Work to complete: Write every line of the material out exactly as shown.

---------------

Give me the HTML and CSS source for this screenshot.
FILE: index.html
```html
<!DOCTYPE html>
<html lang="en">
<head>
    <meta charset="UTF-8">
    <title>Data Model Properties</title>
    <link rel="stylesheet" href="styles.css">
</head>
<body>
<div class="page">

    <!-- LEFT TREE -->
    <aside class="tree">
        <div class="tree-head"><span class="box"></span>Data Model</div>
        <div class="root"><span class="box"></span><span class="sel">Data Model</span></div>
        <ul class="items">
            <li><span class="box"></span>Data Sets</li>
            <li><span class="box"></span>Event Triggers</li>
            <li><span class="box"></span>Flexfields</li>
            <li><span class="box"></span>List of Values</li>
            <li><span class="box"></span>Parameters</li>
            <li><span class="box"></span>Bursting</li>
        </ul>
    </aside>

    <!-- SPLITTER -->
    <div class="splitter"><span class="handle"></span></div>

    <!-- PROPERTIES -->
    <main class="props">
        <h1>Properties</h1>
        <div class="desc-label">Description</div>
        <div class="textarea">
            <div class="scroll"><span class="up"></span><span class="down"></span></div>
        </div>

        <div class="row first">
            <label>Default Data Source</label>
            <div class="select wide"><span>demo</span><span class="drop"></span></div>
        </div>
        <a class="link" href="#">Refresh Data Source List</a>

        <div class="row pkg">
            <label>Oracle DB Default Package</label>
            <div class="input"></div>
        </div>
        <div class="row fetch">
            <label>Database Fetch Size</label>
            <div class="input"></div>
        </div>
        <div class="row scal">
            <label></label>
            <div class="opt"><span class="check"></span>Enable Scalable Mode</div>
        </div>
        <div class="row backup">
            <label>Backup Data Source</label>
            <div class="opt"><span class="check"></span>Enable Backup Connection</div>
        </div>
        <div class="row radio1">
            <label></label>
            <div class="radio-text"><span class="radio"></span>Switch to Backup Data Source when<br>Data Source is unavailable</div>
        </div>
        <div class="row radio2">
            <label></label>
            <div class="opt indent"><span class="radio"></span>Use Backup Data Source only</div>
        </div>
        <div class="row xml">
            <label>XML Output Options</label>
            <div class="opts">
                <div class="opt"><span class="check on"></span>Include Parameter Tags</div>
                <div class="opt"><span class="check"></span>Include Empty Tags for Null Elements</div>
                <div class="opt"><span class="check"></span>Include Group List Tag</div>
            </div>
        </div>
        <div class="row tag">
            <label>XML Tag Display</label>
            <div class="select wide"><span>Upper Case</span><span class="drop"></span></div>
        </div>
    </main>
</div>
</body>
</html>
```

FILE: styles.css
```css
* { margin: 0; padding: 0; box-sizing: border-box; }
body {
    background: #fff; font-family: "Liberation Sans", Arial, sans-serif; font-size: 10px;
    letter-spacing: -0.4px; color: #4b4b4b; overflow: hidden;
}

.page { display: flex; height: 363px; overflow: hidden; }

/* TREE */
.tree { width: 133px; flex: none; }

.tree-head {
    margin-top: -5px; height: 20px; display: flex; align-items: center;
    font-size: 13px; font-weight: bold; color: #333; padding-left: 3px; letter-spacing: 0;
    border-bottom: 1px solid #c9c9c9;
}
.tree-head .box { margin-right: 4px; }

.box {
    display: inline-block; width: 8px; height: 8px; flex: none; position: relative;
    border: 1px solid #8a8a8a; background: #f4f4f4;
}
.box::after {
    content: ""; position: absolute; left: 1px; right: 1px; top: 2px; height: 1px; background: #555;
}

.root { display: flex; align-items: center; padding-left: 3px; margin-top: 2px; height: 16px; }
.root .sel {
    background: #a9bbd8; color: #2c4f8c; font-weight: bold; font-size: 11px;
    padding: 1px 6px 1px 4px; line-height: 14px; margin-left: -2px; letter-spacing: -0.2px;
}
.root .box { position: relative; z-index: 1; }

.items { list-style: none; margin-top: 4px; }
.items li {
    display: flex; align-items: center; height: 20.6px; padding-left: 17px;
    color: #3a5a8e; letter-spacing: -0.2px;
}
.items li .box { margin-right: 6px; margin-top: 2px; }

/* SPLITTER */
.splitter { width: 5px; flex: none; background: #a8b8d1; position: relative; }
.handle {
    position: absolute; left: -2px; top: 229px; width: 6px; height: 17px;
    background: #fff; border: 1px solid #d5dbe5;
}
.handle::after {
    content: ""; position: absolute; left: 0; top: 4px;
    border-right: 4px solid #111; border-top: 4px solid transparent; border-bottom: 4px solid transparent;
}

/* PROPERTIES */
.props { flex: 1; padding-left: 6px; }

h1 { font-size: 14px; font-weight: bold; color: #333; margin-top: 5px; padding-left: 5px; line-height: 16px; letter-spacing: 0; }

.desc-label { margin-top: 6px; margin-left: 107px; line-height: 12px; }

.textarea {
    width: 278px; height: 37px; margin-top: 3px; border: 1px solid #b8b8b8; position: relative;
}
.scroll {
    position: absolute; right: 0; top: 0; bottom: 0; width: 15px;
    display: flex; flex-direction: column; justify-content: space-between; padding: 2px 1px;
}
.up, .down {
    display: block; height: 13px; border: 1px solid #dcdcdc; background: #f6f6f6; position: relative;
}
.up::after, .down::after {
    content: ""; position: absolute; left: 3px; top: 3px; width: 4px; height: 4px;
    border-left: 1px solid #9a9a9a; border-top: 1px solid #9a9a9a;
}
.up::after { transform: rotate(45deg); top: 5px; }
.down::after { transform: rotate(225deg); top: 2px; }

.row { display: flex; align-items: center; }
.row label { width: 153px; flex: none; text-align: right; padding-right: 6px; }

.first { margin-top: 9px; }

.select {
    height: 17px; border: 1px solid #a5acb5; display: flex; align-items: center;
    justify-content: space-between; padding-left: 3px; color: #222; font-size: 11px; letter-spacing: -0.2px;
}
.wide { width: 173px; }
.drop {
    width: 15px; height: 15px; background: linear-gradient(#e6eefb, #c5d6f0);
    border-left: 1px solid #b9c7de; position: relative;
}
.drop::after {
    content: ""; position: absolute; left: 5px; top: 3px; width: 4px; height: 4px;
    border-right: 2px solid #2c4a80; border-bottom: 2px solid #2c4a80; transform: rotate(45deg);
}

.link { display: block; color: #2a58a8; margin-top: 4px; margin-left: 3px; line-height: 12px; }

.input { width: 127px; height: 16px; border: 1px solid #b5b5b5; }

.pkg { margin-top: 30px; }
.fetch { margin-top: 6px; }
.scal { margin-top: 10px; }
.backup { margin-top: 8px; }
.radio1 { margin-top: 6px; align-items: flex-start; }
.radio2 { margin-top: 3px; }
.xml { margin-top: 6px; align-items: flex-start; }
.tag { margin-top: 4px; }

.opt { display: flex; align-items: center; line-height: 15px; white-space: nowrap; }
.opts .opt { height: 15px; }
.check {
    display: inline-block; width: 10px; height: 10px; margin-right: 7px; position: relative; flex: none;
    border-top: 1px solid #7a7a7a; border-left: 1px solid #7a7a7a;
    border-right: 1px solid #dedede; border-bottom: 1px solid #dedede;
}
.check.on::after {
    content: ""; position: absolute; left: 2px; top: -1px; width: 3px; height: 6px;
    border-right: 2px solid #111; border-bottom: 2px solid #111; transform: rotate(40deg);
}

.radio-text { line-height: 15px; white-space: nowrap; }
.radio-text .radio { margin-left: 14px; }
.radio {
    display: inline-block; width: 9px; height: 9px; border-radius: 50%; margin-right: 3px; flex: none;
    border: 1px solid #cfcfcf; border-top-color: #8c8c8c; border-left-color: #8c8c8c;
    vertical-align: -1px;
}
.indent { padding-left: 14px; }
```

---------------

Response to the task:
Give me the HTML and CSS source for this screenshot.
FILE: index.html
```html
<!DOCTYPE html>
<html lang="en">
<head>
    <meta charset="UTF-8">
    <title>Data Model Properties</title>
    <link rel="stylesheet" href="styles.css">
</head>
<body>
<div class="page">

    <!-- LEFT TREE -->
    <aside class="tree">
        <div class="tree-head"><span class="box"></span>Data Model</div>
        <div class="root"><span class="box"></span><span class="sel">Data Model</span></div>
        <ul class="items">
            <li><span class="box"></span>Data Sets</li>
            <li><span class="box"></span>Event Triggers</li>
            <li><span class="box"></span>Flexfields</li>
            <li><span class="box"></span>List of Values</li>
            <li><span class="box"></span>Parameters</li>
            <li><span class="box"></span>Bursting</li>
        </ul>
    </aside>

    <!-- SPLITTER -->
    <div class="splitter"><span class="handle"></span></div>

    <!-- PROPERTIES -->
    <main class="props">
        <h1>Properties</h1>
        <div class="desc-label">Description</div>
        <div class="textarea">
            <div class="scroll"><span class="up"></span><span class="down"></span></div>
        </div>

        <div class="row first">
            <label>Default Data Source</label>
            <div class="select wide"><span>demo</span><span class="drop"></span></div>
        </div>
        <a class="link" href="#">Refresh Data Source List</a>

        <div class="row pkg">
            <label>Oracle DB Default Package</label>
            <div class="input"></div>
        </div>
        <div class="row fetch">
            <label>Database Fetch Size</label>
            <div class="input"></div>
        </div>
        <div class="row scal">
            <label></label>
            <div class="opt"><span class="check"></span>Enable Scalable Mode</div>
        </div>
        <div class="row backup">
            <label>Backup Data Source</label>
            <div class="opt"><span class="check"></span>Enable Backup Connection</div>
        </div>
        <div class="row radio1">
            <label></label>
            <div class="radio-text"><span class="radio"></span>Switch to Backup Data Source when<br>Data Source is unavailable</div>
        </div>
        <div class="row radio2">
            <label></label>
            <div class="opt indent"><span class="radio"></span>Use Backup Data Source only</div>
        </div>
        <div class="row xml">
            <label>XML Output Options</label>
            <div class="opts">
                <div class="opt"><span class="check on"></span>Include Parameter Tags</div>
                <div class="opt"><span class="check"></span>Include Empty Tags for Null Elements</div>
                <div class="opt"><span class="check"></span>Include Group List Tag</div>
            </div>
        </div>
        <div class="row tag">
            <label>XML Tag Display</label>
            <div class="select wide"><span>Upper Case</span><span class="drop"></span></div>
        </div>
    </main>
</div>
</body>
</html>
```

FILE: styles.css
```css
* { margin: 0; padding: 0; box-sizing: border-box; }
body {
    background: #fff; font-family: "Liberation Sans", Arial, sans-serif; font-size: 10px;
    letter-spacing: -0.4px; color: #4b4b4b; overflow: hidden;
}

.page { display: flex; height: 363px; overflow: hidden; }

/* TREE */
.tree { width: 133px; flex: none; }

.tree-head {
    margin-top: -5px; height: 20px; display: flex; align-items: center;
    font-size: 13px; font-weight: bold; color: #333; padding-left: 3px; letter-spacing: 0;
    border-bottom: 1px solid #c9c9c9;
}
.tree-head .box { margin-right: 4px; }

.box {
    display: inline-block; width: 8px; height: 8px; flex: none; position: relative;
    border: 1px solid #8a8a8a; background: #f4f4f4;
}
.box::after {
    content: ""; position: absolute; left: 1px; right: 1px; top: 2px; height: 1px; background: #555;
}

.root { display: flex; align-items: center; padding-left: 3px; margin-top: 2px; height: 16px; }
.root .sel {
    background: #a9bbd8; color: #2c4f8c; font-weight: bold; font-size: 11px;
    padding: 1px 6px 1px 4px; line-height: 14px; margin-left: -2px; letter-spacing: -0.2px;
}
.root .box { position: relative; z-index: 1; }

.items { list-style: none; margin-top: 4px; }
.items li {
    display: flex; align-items: center; height: 20.6px; padding-left: 17px;
    color: #3a5a8e; letter-spacing: -0.2px;
}
.items li .box { margin-right: 6px; margin-top: 2px; }

/* SPLITTER */
.splitter { width: 5px; flex: none; background: #a8b8d1; position: relative; }
.handle {
    position: absolute; left: -2px; top: 229px; width: 6px; height: 17px;
    background: #fff; border: 1px solid #d5dbe5;
}
.handle::after {
    content: ""; position: absolute; left: 0; top: 4px;
    border-right: 4px solid #111; border-top: 4px solid transparent; border-bottom: 4px solid transparent;
}

/* PROPERTIES */
.props { flex: 1; padding-left: 6px; }

h1 { font-size: 14px; font-weight: bold; color: #333; margin-top: 5px; padding-left: 5px; line-height: 16px; letter-spacing: 0; }

.desc-label { margin-top: 6px; margin-left: 107px; line-height: 12px; }

.textarea {
    width: 278px; height: 37px; margin-top: 3px; border: 1px solid #b8b8b8; position: relative;
}
.scroll {
    position: absolute; right: 0; top: 0; bottom: 0; width: 15px;
    display: flex; flex-direction: column; justify-content: space-between; padding: 2px 1px;
}
.up, .down {
    display: block; height: 13px; border: 1px solid #dcdcdc; background: #f6f6f6; position: relative;
}
.up::after, .down::after {
    content: ""; position: absolute; left: 3px; top: 3px; width: 4px; height: 4px;
    border-left: 1px solid #9a9a9a; border-top: 1px solid #9a9a9a;
}
.up::after { transform: rotate(45deg); top: 5px; }
.down::after { transform: rotate(225deg); top: 2px; }

.row { display: flex; align-items: center; }
.row label { width: 153px; flex: none; text-align: right; padding-right: 6px; }

.first { margin-top: 9px; }

.select {
    height: 17px; border: 1px solid #a5acb5; display: flex; align-items: center;
    justify-content: space-between; padding-left: 3px; color: #222; font-size: 11px; letter-spacing: -0.2px;
}
.wide { width: 173px; }
.drop {
    width: 15px; height: 15px; background: linear-gradient(#e6eefb, #c5d6f0);
    border-left: 1px solid #b9c7de; position: relative;
}
.drop::after {
    content: ""; position: absolute; left: 5px; top: 3px; width: 4px; height: 4px;
    border-right: 2px solid #2c4a80; border-bottom: 2px solid #2c4a80; transform: rotate(45deg);
}

.link { display: block; color: #2a58a8; margin-top: 4px; margin-left: 3px; line-height: 12px; }

.input { width: 127px; height: 16px; border: 1px solid #b5b5b5; }

.pkg { margin-top: 30px; }
.fetch { margin-top: 6px; }
.scal { margin-top: 10px; }
.backup { margin-top: 8px; }
.radio1 { margin-top: 6px; align-items: flex-start; }
.radio2 { margin-top: 3px; }
.xml { margin-top: 6px; align-items: flex-start; }
.tag { margin-top: 4px; }

.opt { display: flex; align-items: center; line-height: 15px; white-space: nowrap; }
.opts .opt { height: 15px; }
.check {
    display: inline-block; width: 10px; height: 10px; margin-right: 7px; position: relative; flex: none;
    border-top: 1px solid #7a7a7a; border-left: 1px solid #7a7a7a;
    border-right: 1px solid #dedede; border-bottom: 1px solid #dedede;
}
.check.on::after {
    content: ""; position: absolute; left: 2px; top: -1px; width: 3px; height: 6px;
    border-right: 2px solid #111; border-bottom: 2px solid #111; transform: rotate(40deg);
}

.radio-text { line-height: 15px; white-space: nowrap; }
.radio-text .radio { margin-left: 14px; }
.radio {
    display: inline-block; width: 9px; height: 9px; border-radius: 50%; margin-right: 3px; flex: none;
    border: 1px solid #cfcfcf; border-top-color: #8c8c8c; border-left-color: #8c8c8c;
    vertical-align: -1px;
}
.indent { padding-left: 14px; }
```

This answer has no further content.